If you are considering buying a TST rear light and are still not sure, then please read the comments below this post where TST have spotted the blog and have offered to help with the flash rate, I have left it as written by TST to show what a great after sales service they offer.
The Ducati SBK from about 2007 to 2012 all have an LED rear light fitted as standard. The lights are always on on European models. When the front or rear brake is applied the LEDs become brighter.
Last summer we had a number of bike visitors and one, Dave on his BMW R1200GS, commented that the brake light on the Ducati was not very obvious. It may be because with LEDs there does not seem to be too much difference between dim and bright. Time to do something about that!
I bought a set of four LED rear indicators, with additional brake lights built in, from ebay for the huge sum of £6 sterling.
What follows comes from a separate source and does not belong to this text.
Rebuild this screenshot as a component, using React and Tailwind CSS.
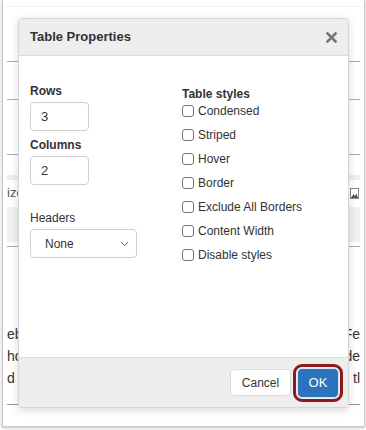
import { useState } from 'react'

const styles = ['Condensed', 'Striped', 'Hover', 'Border', 'Exclude All Borders', 'Content Width', 'Disable styles']

function Line({ className = '' }) {
  return <div className={`h-px bg-[#a3acb7] ${className}`} />
}

function Background() {
  return (
    <div className="ml-[2px] w-[363px] h-[427px] border border-t-0 border-[#c8c8c8] shadow-[0_1px_3px_rgba(0,0,0,0.25)] px-[4px] text-[#333]">
      <div className="h-[6px]" />
      <div className="h-px bg-[#f0f0f0]" />
      <div className="h-[54px]" />
      <Line />
      <div className="h-[37px]" />
      <Line />
      <div className="h-[54px]" />
      <Line />
      <div className="h-[20px]" />
      <div className="h-[5px] bg-[#eeeeee]" />
      <div className="h-[27px] flex items-center justify-between">
        <span className="text-[13px] text-[#555] -mt-[1px]">ize</span>
        <svg width="9" height="11" viewBox="0 0 9 11" className="mr-[1px]">
          <rect x="0.5" y="0.5" width="8" height="10" fill="#fff" stroke="#888" />
          <path d="M1 10 L3.5 6 L5 8 L6.5 5.5 L8 10 Z" fill="#555" />
        </svg>
      </div>
      <div className="h-[35px] bg-[#f0f0f0]" />
      <div className="h-[4px]" />
      <Line />
      <div className="h-[76px]" />
      <div className="text-[14px] leading-[22px]">
        <div className="flex justify-between"><span>eb</span><span>Fe</span></div>
        <div className="flex justify-between"><span>ho</span><span>de</span></div>
        <div className="flex justify-between"><span>d</span><span>tl</span></div>
      </div>
      <div className="h-[15px]" />
      <div className="h-px bg-[#9a9a9a]" />
    </div>
  )
}

function Dialog() {
  const [checked, setChecked] = useState({})
  return (
    <div className="absolute left-[18px] top-[18px] w-[331px] h-[390px] flex flex-col bg-white border border-[#d6d6d6] rounded-[4px] shadow-[0_2px_8px_rgba(0,0,0,0.15)] overflow-hidden text-[#333]">
      <div className="h-[37px] shrink-0 bg-[#eeeeee] border-b border-[#dcdcdc] flex items-center justify-between pl-[11px] pr-[11px]">
        <span className="text-[13px] font-bold">Table Properties</span>
        <svg width="11" height="11" viewBox="0 0 11 11">
          <path d="M1.5 1.5 L9.5 9.5 M9.5 1.5 L1.5 9.5" stroke="#777" strokeWidth="2.6" strokeLinecap="square" />
        </svg>
      </div>
      <div className="flex-1 flex pl-[11px]">
        <div className="w-[152px] flex flex-col">
          <div className="mt-[28px] text-[12px] leading-[14px] font-bold">Rows</div>
          <div className="mt-[4px] w-[59px] h-[29px] border border-[#cfcfcf] rounded-[4px] flex items-center pl-[10px] text-[13px]">3</div>
          <div className="mt-[7px] text-[12px] leading-[14px] font-bold">Columns</div>
          <div className="mt-[4px] w-[59px] h-[29px] border border-[#cfcfcf] rounded-[4px] flex items-center pl-[10px] text-[13px]">2</div>
          <div className="mt-[26px] text-[12px] leading-[14px]">Headers</div>
          <div className="mt-[4px] w-[107px] h-[29px] border border-[#cfcfcf] rounded-[4px] flex items-center justify-between pl-[14px] pr-[7px] text-[12px]">
            <span>None</span>
            <svg width="9" height="6" viewBox="0 0 9 6">
              <path d="M1 1 L4.5 4.5 L8 1" stroke="#666" strokeWidth="1" fill="none" />
            </svg>
          </div>
        </div>
        <div className="flex flex-col">
          <div className="mt-[31px] text-[12px] leading-[14px] font-bold">Table styles</div>
          <div className="-mt-[2px] flex flex-col">
            {styles.map((s) => (
              <label key={s} className="h-[24px] flex items-center gap-[4px] text-[12px]">
                <span
                  onClick={() => setChecked({ ...checked, [s]: !checked[s] })}
                  className="w-[12px] h-[12px] border border-[#767676] rounded-[3px] bg-white"
                />
                <span>{s}</span>
              </label>
            ))}
          </div>
        </div>
      </div>
      <div className="h-[50px] shrink-0 bg-[#eeeeee] border-t border-[#dcdcdc] flex items-center justify-end gap-[6px] pr-[9px]">
        <button className="w-[61px] h-[27px] bg-white border border-[#dddddd] rounded-[4px] text-[12px] text-[#333]">Cancel</button>
        <button className="w-[42px] h-[30px] bg-[#2b73bd] border border-[#d9e6f2] rounded-[5px] text-[13px] text-white outline-[3px] outline-solid outline-[#8e1b1b] outline-offset-[1px]">OK</button>
      </div>
    </div>
  )
}

export default function App() {
  return (
    <div className="relative w-[366px] h-[430px] bg-white overflow-hidden font-['Liberation_Sans',Arial,sans-serif]">
      <Background />
      <Dialog />
    </div>
  )
}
It turns out that the red additional brake lights can also be wired in with the rear light and come on brighter for a brake light. I did not want the rear light function so I cut the blue wire off.
This shows the new units compared to one of the old units above it. The style suits the shape of the rear of the 848. The orange LEDs are the indicators and the ones marked red are the rear/brake light, but I will only be using the brake part. The wires on these lights are: Black – earth, yellow – indicator positive, red – brake positive and blue unused rear light.
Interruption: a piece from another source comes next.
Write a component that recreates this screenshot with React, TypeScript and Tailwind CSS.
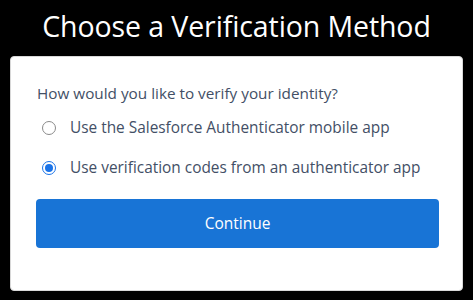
export default function App() {
  return (
    <div className="w-[473px] h-[300px] bg-black overflow-hidden" style={{ fontFamily: '"Open Sans", "Noto Sans", sans-serif' }}>
      <div className="h-[56px] flex items-center justify-center">
        <h1 className="text-[28.5px] leading-none text-white tracking-[-0.1px] pb-[3px]">Choose a Verification Method</h1>
      </div>
      <div className="ml-[10px] w-[453px] h-[235px] bg-white rounded-[4px] border border-[#d8d8d8] pt-[26px] px-[24px]">
        <p className="pl-[2px] text-[15.3px] leading-[20px] text-[#434f66]">How would you like to verify your identity?</p>
        <div className="mt-[15px] flex flex-col gap-[20px]">
          <label className="flex items-center gap-[14px] pl-[7px] h-[20px]">
            <span className="w-[14px] h-[14px] rounded-full border border-[#8a8a8a] bg-white shrink-0" />
            <span className="text-[15.4px] leading-[20px] text-[#434f66]">Use the Salesforce Authenticator mobile app</span>
          </label>
          <label className="flex items-center gap-[14px] pl-[7px] h-[20px]">
            <span className="w-[14px] h-[14px] rounded-full border-[1.5px] border-[#1a73e8] bg-white shrink-0 flex items-center justify-center">
              <span className="w-[8px] h-[8px] rounded-full bg-[#1a73e8]" />
            </span>
            <span className="text-[15.4px] leading-[20px] text-[#434f66]">Use verification codes from an authenticator app</span>
          </label>
        </div>
        <button className="mt-[21px] w-[403px] h-[49px] rounded-[4px] bg-[#1874d6] text-white text-[15.5px] ml-[1px]">Continue</button>
      </div>
    </div>
  );
}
The pictures following are the best that I can do with a digital camera taking pictures of LEDs! I am sure that there will be a Gopro video coming along sometime soon that will show the lights as seen from my wife’s bike.
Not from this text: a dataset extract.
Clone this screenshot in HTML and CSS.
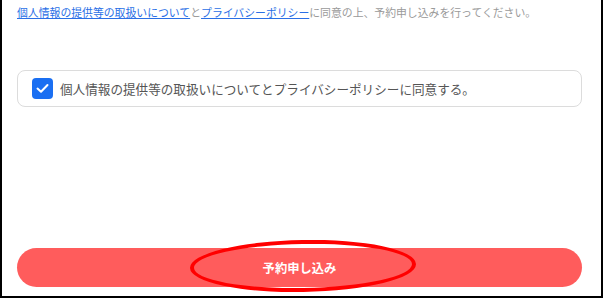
FILE: index.html
```html
<!DOCTYPE html>
<html lang="ja">
<head>
    <meta charset="UTF-8">
    <meta name="viewport" content="width=device-width, initial-scale=1.0">
    <title>予約申し込み</title>
    <link rel="stylesheet" href="styles.css">
</head>
<body>
    <div class="frame">
        <p class="notice">
            <a href="#">個人情報の提供等の取扱いについて</a>と<a href="#">プライバシーポリシー</a>に同意の上、予約申し込みを行ってください。
        </p>

        <label class="consent">
            <span class="check">
                <svg width="13" height="11" viewBox="0 0 13 11"><path d="M1.5 5.6 L5 8.8 L11.5 2" fill="none" stroke="#fff" stroke-width="2" stroke-linecap="round" stroke-linejoin="round"/></svg>
            </span>
            <span class="consent-text">個人情報の提供等の取扱いについてとプライバシーポリシーに同意する。</span>
        </label>

        <div class="submit-wrap">
            <button class="btn-submit">予約申し込み</button>
            <!-- red annotation circle -->
            <span class="mark"></span>
        </div>
    </div>
</body>
</html>
```

FILE: styles.css
```css
* {
    margin: 0;
    padding: 0;
    box-sizing: border-box;
}

body {
    font-family: "Noto Sans CJK JP", "Noto Sans", sans-serif;
    background: #fff;
    width: 603px;
    height: 298px;
    overflow: hidden;
}

.frame {
    position: relative;
    width: 603px;
    height: 298px;
    border: 2px solid #000;
    border-top: none;
    padding: 0 19px 0 15px;
    display: flex;
    flex-direction: column;
}

.notice {
    margin-top: 4px;
    font-size: 10.85px;
    line-height: 16px;
    color: #9a9a9a;
    white-space: nowrap;
}

.notice a {
    color: #2a6fe6;
    text-decoration: underline;
}

.consent {
    margin-top: 50px;
    height: 37px;
    border: 1px solid #dcdcdc;
    border-radius: 8px;
    display: flex;
    align-items: center;
    padding: 0 14px;
    gap: 7px;
}

.check {
    width: 21px;
    height: 21px;
    border-radius: 4px;
    background: #1a6ff2;
    display: flex;
    align-items: center;
    justify-content: center;
    flex-shrink: 0;
}

.consent-text {
    font-size: 12.6px;
    color: #555;
    white-space: nowrap;
}

.submit-wrap {
    position: relative;
    margin-top: auto;
    margin-bottom: 9px;
}

.btn-submit {
    width: 100%;
    height: 39px;
    border: none;
    border-radius: 20px;
    background: #ff5c5c;
    color: #fff;
    font-family: "Noto Sans CJK JP", sans-serif;
    font-size: 12.3px;
    font-weight: bold;
    display: block;
}

.mark {
    position: absolute;
    left: 173px;
    top: -8px;
    width: 226px;
    height: 52px;
    border: 4px solid #ff0000;
    border-radius: 50%;
    transform: rotate(-1deg);
}
```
This is just the rear light of the bike with no brakes applied. It does look bright, but that was because the camera was looking directly at the LEDs. Worth noting is the bright white numberplate illumination LED.
Same as last picture but catching the flash of the indicator in the picture.
Notice how the background shows as almost black due to the intensity of the brake lights. The bikes rear light is brighter and the two brake lights in the indicators have come on. I consider it to be much safer to have additional brake lights rather than just the one.
The whole job took about 2 hours to complete and that included the strip down and the soldering of the connectors on the new units, and the rebuild. I could have used scotch lock connectors and saved time, but I prefer to do things so that they last.
It turned out to be a sunny but very cold day today. As the ST2 needed some fresh air, I pushed it out for some. You didn’t think I was going for a ride at +2c did you? I have a car for that. I took some photos and here they are:
The front looks nice now. This picture shows the row of LED daytime running lights that I have fitted. They come on with the ignition and stay on till the ignition is switched off. They only draw about 2 watts so will not be a strain on the charging system.
From this angle you can see that the red crash bungs on the side of the fairing look better in black rather than red. The single rear shock can be seen with the yellow spring, this is adjustable for spring pre-load, rebound and also compression damping. The front suspension has the same adjustments.
The new LED indicators can be seen in this view, I am very pleased with how they look. Note that there are no rear foot pegs fitted – I removed them as this is not a bike that will ever take passengers, I have the BMW K100RS for that. The rear tyre is near the end of its life, but the new one is here ready to be fitted.I did say that the sun was out! The amber filters have been removed from the front indicator units and 18 watt amber bulbs have been fitted instead. It looks a bit more modern and the brightness of the indicators is a huge improvement over the older 10 watt bulbs behind the screens.
What is not quite so easy to see is that the standard dip beam projector in the headlight has been changed to a bi-xenon HID unit. More about that in a future post.
The Ducati ST was made in three main models, the ST2, ST4 and ST3. The major difference between them is the engine. They are all in the sport touring (ST) class and all have the same bodywork at the back and all fit the same panniers and frames. When the pannier frame is fitted it fouls the rear indicators so they must be removed from the bike and relocated onto the frame. This is fine if you run with the panniers on all of the time, but if you take them off and just keep the frames fitted then the back end of a very beautiful bike looks like dogs dinner with the indicators and frames sticking out.
My solution to this was to mount the indicators in a different position on the bike so that the frames can be fitted and removed, with or without panniers with the indicators left where they are. To do this I started with a smaller set of LED indicators (£8 from ebay) and an aluminium mount that I made myself. The reason for the mount was to make sure that the indicators were not too close together, these are 30cm (12 inches) from tip to tip.
This picture shows the mount with the LED indicators fitted to it. Note that the indicators come with bullet connectors that are compatible with the Ducati wiring.
The whole mount was then fitted with two bolts attached to the plastic just forward of the numberplate mount. The cables have not yet been routed in this picture.
The other thing to do is to remove the rear part of the pannier frame where the indicators used to mount. This is just a 10 minute job with a hacksaw and some black paint, it does not affect the pannier fitting at all.
This one has not yet been cut but the place to cut is the right hand side of the piece of wood so leaving the rubber button that touches the pannier. After this mod there will be no bits of ugly frame sticking out of the back of the bike. (Edit: I have just cut the ends off, 8.5 to 9 cms seems to be about the correct amount.)
You may find that the indicators flash more quickly with the LEDs fitted. There are two options to get them back to normal flash speed. The first is to order a three pin electronic indicator unit (relay) for less than €3 on ebay. The second option, which I used , is to remove the 10 watt bulbs from the front indicators and fit 18 watt bulbs. In my case I had some spare orange coloured bulbs so I also removed the orange shields from the front indicators when I fitted them.